Director wanted “pure beauty”

‘Most beautiful boy in the world’ paid price for fame

FIFTEEN-YEAR-OLD SWEDISH ORPHAN BECAME A STAR

Italian director Luchino Visconti looked all over Europe for “pure beauty” to play a young male sexual object in his 1970 film ‘Death In Venice.’

His final choice, a 15-year-old Swedish orphan named Björn Andrésen, lived to regret ever being given the role. His boyhood made him vulnerable from the start. He never knew who his father was and his mother killed herself when he was ten.

He was given the part of a Polish boy named Tadzio, who becomes the obsession of an aging and ailing homosexual composer played by Dirk Bogarde.

Director wanted “pure beauty”
Björn Andrésen and Dirk Bogarde.

Young Björn was paid $4,000 for his role ($30,000 in today’s money) and the movie made him an overnight sensation. People around the world fell in love with his face. They compared his beauty to that of Michelangelo’s David.

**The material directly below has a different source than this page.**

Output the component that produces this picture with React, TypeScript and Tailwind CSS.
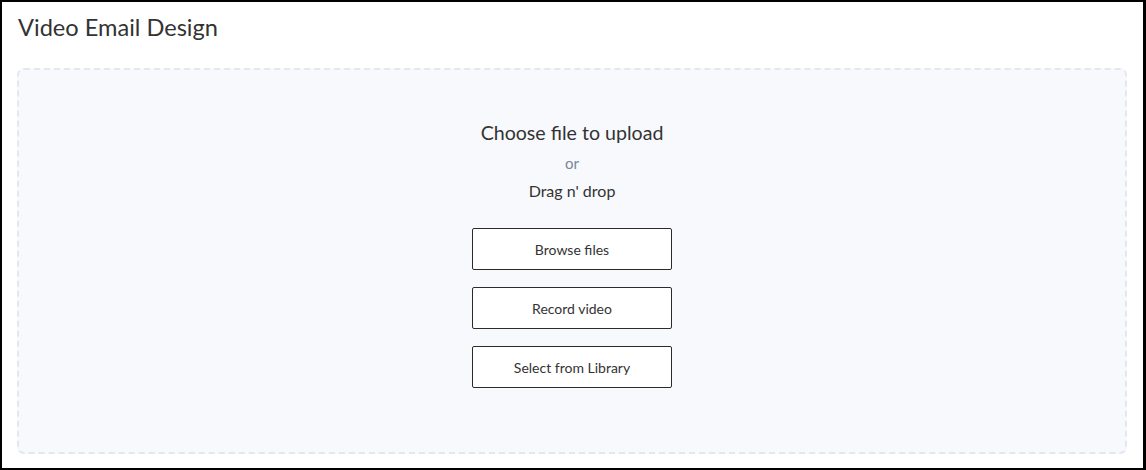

But the fame would turn into a “living nightmare” for Andrésen that he said scarred him for life.

His story is told in a documentary film, “The Most Beautiful Boy in the World,’ to be released in theaters July 30.

Director wanted “pure beauty”
Visconti and Björn on the set.

Both Visconti and Bogarde were openly homosexual, and the movie, which was based on a novella by the gay German writer Thomas Mann, was filmed by a mostly gay crew.

Björn Andrésen isn’t homosexual but the movie became a gay cult film.

Now 66, Andrésen describes Visconti as a “cultural predator” who exploited his youth and looks for publicity, taking him to gay nightclubs and turning him into a sex object.

GAY NIGHT CLUBS
An older Andrésen and Visconti out “clubbing.”

Young Björn was a trophy companion for rich Paris men who showered him with gifts and escorted him to the finest restaurants. As he grew older and lost his youthful allure, Andrésen became an alcoholic and suffered bouts of depression, a troubled state of mind that exists today. His acting career as an adult went nowhere and he worked as a music teacher.

After a failed and tragic marriage during which he lost an infant son due to “crib death,” Andrésen lives alone in a flat in Stockholm, “chain smoking,” as the documentary relates, “bickering with his long-suffering girlfriend and getting into trouble with his landlord for leaving the gas stove on.”

PRICE OF STARDOM
Now 66, Björn Andrésen lives alone.

During his lifetime, Luchino Visconti’s lovers included the Austrian actor Helmut Berger, filmmaker Franco Zeffirelli and the last king of Italy, Umberto II.

Visconti died in 1976 at the age of 69.